### [Your instructions]
From the listing below, copy word for word every line starting at the one that includes "Rebuild this screenshot" and ending at the one that includes "import React from"; the pictures are omitted.

─── Input

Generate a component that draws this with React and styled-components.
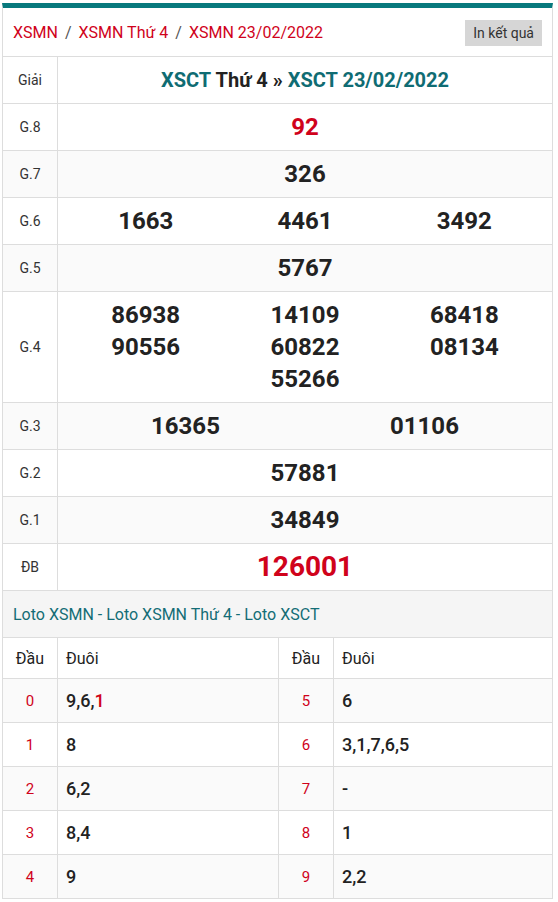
import styled, { createGlobalStyle } from "styled-components";

const Global = createGlobalStyle`
    body {
        margin: 0;
        background: #fff;
        font-family: Roboto, "Liberation Sans", Arial, sans-serif;
        color: #222;
    }
`

const prizes = [
    { label: "G.8", nums: ["92"], red: true },
    { label: "G.7", nums: ["326"] },
    { label: "G.6", nums: ["1663", "4461", "3492"] },
    { label: "G.5", nums: ["5767"] },
    { label: "G.4", nums: ["86938", "14109", "68418", "90556", "60822", "08134", "55266"], wrap: true },
    { label: "G.3", nums: ["16365", "01106"] },
    { label: "G.2", nums: ["57881"] },
    { label: "G.1", nums: ["34849"] },
    { label: "ĐB", nums: ["126001"], red: true, big: true },
]

const loto = [
    [["0", "9,6,"], ["5", "6"]],
    [["1", "8"], ["6", "3,1,7,6,5"]],
    [["2", "6,2"], ["7", "-"]],
    [["3", "8,4"], ["8", "1"]],
    [["4", "9"], ["9", "2,2"]],
]

export default function App(){
    return(
        <>
            <Global/>
            <Box>
                <Header>
                    <Crumbs>
                        <a>XSMN</a><span>/</span><a>XSMN Thứ 4</a><span>/</span><a>XSMN 23/02/2022</a>
                    </Crumbs>
                    <PrintButton>In kết quả</PrintButton>
                </Header>
                <Row>
                    <Label>Giải</Label>
                    <Title><a>XSCT</a> Thứ 4 » <a>XSCT 23/02/2022</a></Title>
                </Row>
                {prizes.map((p, i) => (
                    <Row key={p.label} $alt={i % 2 === 1}>
                        <Label>{p.label}</Label>
                        <Numbers $cols={p.nums.length} $wrap={p.wrap}>
                            {p.nums.map((n, j) => <Num key={j} $red={p.red} $big={p.big} $wrap={p.wrap}>{n}</Num>)}
                        </Numbers>
                    </Row>
                ))}
                <LotoLinks>
                    <a>Loto XSMN</a> - <a>Loto XSMN Thứ 4</a> - <a>Loto XSCT</a>
                </LotoLinks>
                <LotoRow $head>
                    <Head>Đầu</Head><Tail $head>Đuôi</Tail>
                    <Head>Đầu</Head><Tail $head>Đuôi</Tail>
                </LotoRow>
                {loto.map((r, i) => (
                    <LotoRow key={i} $alt={i % 2 === 0}>
                        {r.map(([h, t]) => [
                            <Head key={"h" + h} $red>{h}</Head>,
                            <Tail key={"t" + h}>{t}{h === "0" ? <em>1</em> : null}</Tail>
                        ])}
                    </LotoRow>
                ))}
            </Box>
        </>
    )
}

const Box = styled.div`
    width: 551px;
    margin: 3px 0 0 2px;
    box-sizing: border-box;
    border-top: 5px solid #08797d;
    border-left: 1px solid #ddd;
    border-right: 1px solid #ddd;
`

const Header = styled.div`
    height: 49px;
    box-sizing: border-box;
    border-bottom: 1px solid #ddd;
    display: flex;
    align-items: center;
    justify-content: space-between;
    padding: 0 10px 0 10px;
`

const Crumbs = styled.div`
    font-size: 16px;
    display: flex;
    align-items: center;

    a {
        color: #d0021b;
    }
    span {
        color: #555;
        margin: 0 7px;
    }
`

const PrintButton = styled.div`
    background: #d6d6d6;
    color: #333;
    font-size: 14px;
    height: 26px;
    line-height: 26px;
    padding: 0 8px;
    margin-top: 1px;
`

const Row = styled.div`
    display: grid;
    grid-template-columns: 55px 1fr;
    border-bottom: 1px solid #ddd;
    background: ${p => p.$alt ? "#fafafa" : "#fff"};
    min-height: 46px;
`

const Label = styled.div`
    border-right: 1px solid #ddd;
    display: flex;
    align-items: center;
    justify-content: center;
    font-size: 14px;
    color: #333;
`

const Title = styled.div`
    display: flex;
    align-items: center;
    justify-content: center;
    font-size: 20px;
    font-weight: 700;
    color: #222;
    white-space: pre;

    a {
        color: #0f6c73;
    }
`

const Numbers = styled.div`
    padding: ${p => p.$wrap ? "7px 8px" : "0 8px"};
    display: ${p => p.$wrap ? "flex" : "grid"};
    flex-wrap: wrap;
    justify-content: center;
    grid-template-columns: repeat(${p => p.$cols}, 1fr);
    align-items: center;
`

const Num = styled.div`
    text-align: center;
    font-weight: 700;
    font-size: ${p => p.$big ? "28px" : "24px"};
    line-height: 32px;
    color: ${p => p.$red ? "#d0021b" : "#222"};
    width: ${p => p.$wrap ? "33.333%" : "auto"};
`

const LotoLinks = styled.div`
    height: 47px;
    box-sizing: border-box;
    border-bottom: 1px solid #ddd;
    background: #f5f5f5;
    display: flex;
    align-items: center;
    padding-left: 10px;
    font-size: 16px;
    color: #136d76;
    white-space: pre;
`

const LotoRow = styled.div`
    display: grid;
    grid-template-columns: 55px 221px 55px 1fr;
    height: ${p => p.$head ? "41px" : "44px"};
    box-sizing: border-box;
    border-bottom: 1px solid #ddd;
    background: ${p => p.$alt ? "#fafafa" : "#fff"};
`

const Head = styled.div`
    border-right: 1px solid #ddd;
    display: flex;
    align-items: center;
    justify-content: center;
    font-size: ${p => p.$red ? "15px" : "16px"};
    color: ${p => p.$red ? "#d0021b" : "#222"};
`

const Tail = styled.div`
    display: flex;
    align-items: center;
    padding-left: 8px;
    font-size: ${p => p.$head ? "16px" : "18px"};
    font-weight: ${p => p.$head ? 400 : 500};
    color: #222;

    &:nth-child(2) {
        border-right: 1px solid #ddd;
    }

    em {
        font-style: normal;
        color: #d0021b;
    }
`
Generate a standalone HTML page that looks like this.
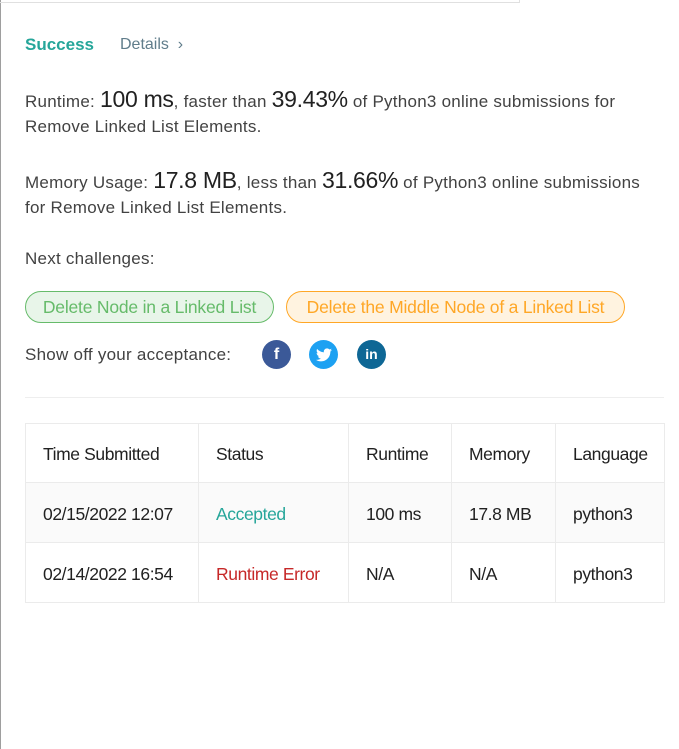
<!DOCTYPE html>
<html><head><meta charset="utf-8"><style>
body{margin:0;width:679px;height:749px;background:#fff;font-family:"Liberation Sans",sans-serif;color:#424242;position:relative;overflow:hidden}
.abs{position:absolute;white-space:nowrap}
.lb{position:absolute;left:0;top:0;width:1px;height:749px;background:#9e9e9e}
.tb{position:absolute;left:0;top:0;width:519px;height:2px;border-bottom:1px solid #e0e0e0;border-right:1px solid #e0e0e0}
.p{font-size:17px;letter-spacing:0.25px}
.big{font-size:23px;color:#212121;letter-spacing:-0.3px}
.pill{position:absolute;height:32px;box-sizing:border-box;border-radius:16px;font-size:17.5px;line-height:31px;text-align:center;letter-spacing:-0.2px}
.ic{position:absolute;width:29px;height:29px;border-radius:50%;color:#fff;font-weight:bold;text-align:center;line-height:29px;font-size:16px}
table{position:absolute;left:25px;top:423px;border-collapse:collapse;font-size:17.5px;color:#212121}
td{border:1px solid #ebebeb;height:59px;padding:3px 0 0 17px;box-sizing:border-box;letter-spacing:-0.4px;white-space:nowrap}
</style></head><body>
<div class="lb"></div><div class="tb"></div>
<div class="abs" style="left:25px;top:35px;font-size:17px;font-weight:bold;color:#26a69a">Success</div>
<div class="abs" style="left:120px;top:36px;font-size:16px;color:#607d8b">Details &nbsp;›</div>
<div class="abs p" style="left:25px;top:86px">Runtime: <span class="big">100 ms</span>, faster than <span class="big">39.43%</span> of Python3 online submissions for</div>
<div class="abs p" style="left:25px;top:117px">Remove Linked List Elements.</div>
<div class="abs p" style="left:25px;top:167px">Memory Usage: <span class="big">17.8 MB</span>, less than <span class="big">31.66%</span> of Python3 online submissions</div>
<div class="abs p" style="left:25px;top:198px">for Remove Linked List Elements.</div>
<div class="abs p" style="left:25px;top:249px">Next challenges:</div>
<div class="pill" style="left:25px;top:291px;width:249px;border:1px solid #66bb6a;background:#e8f5e9;color:#66bb6a">Delete Node in a Linked List</div>
<div class="pill" style="left:286px;top:291px;width:339px;border:1px solid #ffa726;background:#fff3e0;color:#ffa726">Delete the Middle Node of a Linked List</div>
<div class="abs p" style="left:25px;top:345px">Show off your acceptance:</div>
<div class="ic" style="left:262px;top:340px;background:#3b5998">f</div>
<div class="ic" style="left:309px;top:340px;background:#1da1f2;font-size:14px">
<svg width="16" height="14" viewBox="0 0 24 20" style="margin-top:8px"><path fill="#fff" d="M24 2.4c-.9.4-1.8.7-2.8.8 1-.6 1.8-1.6 2.2-2.7-1 .6-2 1-3.1 1.2C19.3.7 18 0 16.6 0c-2.7 0-4.9 2.200-4.9 4.9 0 .4 0 .8.1 1.1C7.7 5.8 4.1 3.9 1.7.9c-.4.7-.7 1.600-.7 2.5 0 1.7.9 3.2 2.2 4.1-.8 0-1.6-.2-2.2-.6v.1c0 2.4 1.7 4.4 3.9 4.8-.4.1-.8.2-1.3.2-.3 0-.6 0-.9-.1.6 2 2.4 3.4 4.6 3.4-1.700 1.3-3.8 2.1-6.1 2.1-.4 0-.8 0-1.2-.1 2.2 1.4 4.8 2.2 7.5 2.2 9.1 0 14-7.5 14-14v-.6c1-.7 1.8-1.6 2.5-2.5z"/></svg></div>
<div class="ic" style="left:357px;top:340px;background:#0e6795;font-size:14px">in</div>
<div class="abs" style="left:25px;top:397px;width:639px;height:1px;background:#eeeeee"></div>
<table>
<tr><td style="width:173px">Time Submitted</td><td style="width:150px">Status</td><td style="width:103px">Runtime</td><td style="width:104px">Memory</td><td style="width:109px">Language</td></tr>
<tr style="background:#fafafa;height:60px"><td>02/15/2022 12:07</td><td style="color:#26a69a">Accepted</td><td>100 ms</td><td>17.8 MB</td><td>python3</td></tr>
<tr style="height:60px"><td>02/14/2022 16:54</td><td style="color:#c62828">Runtime Error</td><td>N/A</td><td>N/A</td><td>python3</td></tr>
</table>
</body></html>
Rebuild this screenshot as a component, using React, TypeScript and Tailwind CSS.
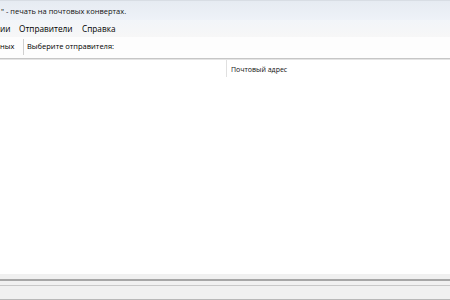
import React from "react";

export default function App() {
  const font = { fontFamily: '"Open Sans", "Noto Sans", sans-serif' };
  return (
    <div className="w-[450px] h-[300px] overflow-hidden flex flex-col bg-white text-[#000]" style={font}>
      {/* Title bar */}
      <div className="h-[20px] flex items-center pt-[2px] bg-gradient-to-b from-[#e6ebf2] to-[#eef2f8] border-t border-[#d8dde4] shrink-0">
        <span className="text-[7.5px] leading-none whitespace-nowrap pl-[1px] text-[#111]">" - печать на почтовых конвертах.</span>
      </div>
      {/* Menu bar */}
      <div className="h-[17px] flex items-center pt-[1px] bg-gradient-to-b from-[#f2f5f9] to-[#f7f7f7] shrink-0 text-[8.25px] leading-none text-[#000]">
        <span className="w-[19px]">ии</span>
        <span className="w-[63px]">Отправители</span>
        <span>Справка</span>
      </div>
      {/* Toolbar */}
      <div className="h-[22px] flex items-center pb-[1px] bg-[#fdfdfd] border-b border-[#c6c6c6] shadow-[0_1px_0_#e4e4e4] shrink-0 text-[7.5px] leading-none text-[#000]">
        <span className="w-[23px]">ных</span>
        <div className="w-px h-[16px] bg-[#d0d0d0] mr-[3px]" />
        <span>Выберите отправителя:</span>
      </div>
      {/* List header */}
      <div className="h-[17px] mt-[1px] flex items-stretch shrink-0 text-[7px] leading-none text-[#111]">
        <div className="w-[227px] border-r border-[#e0e0e0]" />
        <div className="flex items-center pl-[4px] pt-[1px]">Почтовый адрес</div>
      </div>
      {/* Body */}
      <div className="flex-1 bg-white" />
      {/* Bottom */}
      <div className="h-[5px] bg-[#f0f0f0] shrink-0" />
      <div className="h-[2px] bg-[#a6a6a6] shrink-0" />
      <div className="h-[4px] bg-[#f0f0f0] shrink-0" />
      <div className="h-px bg-[#c8c8c8] shrink-0" />
      <div className="h-[13px] bg-[#f0f0f0] shrink-0" />
      <div className="h-px bg-[#b8b8b8] shrink-0" />
    </div>
  );
}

──────

### [Worked answer]
Rebuild this screenshot as a component, using React, TypeScript and Tailwind CSS.
import React from "react";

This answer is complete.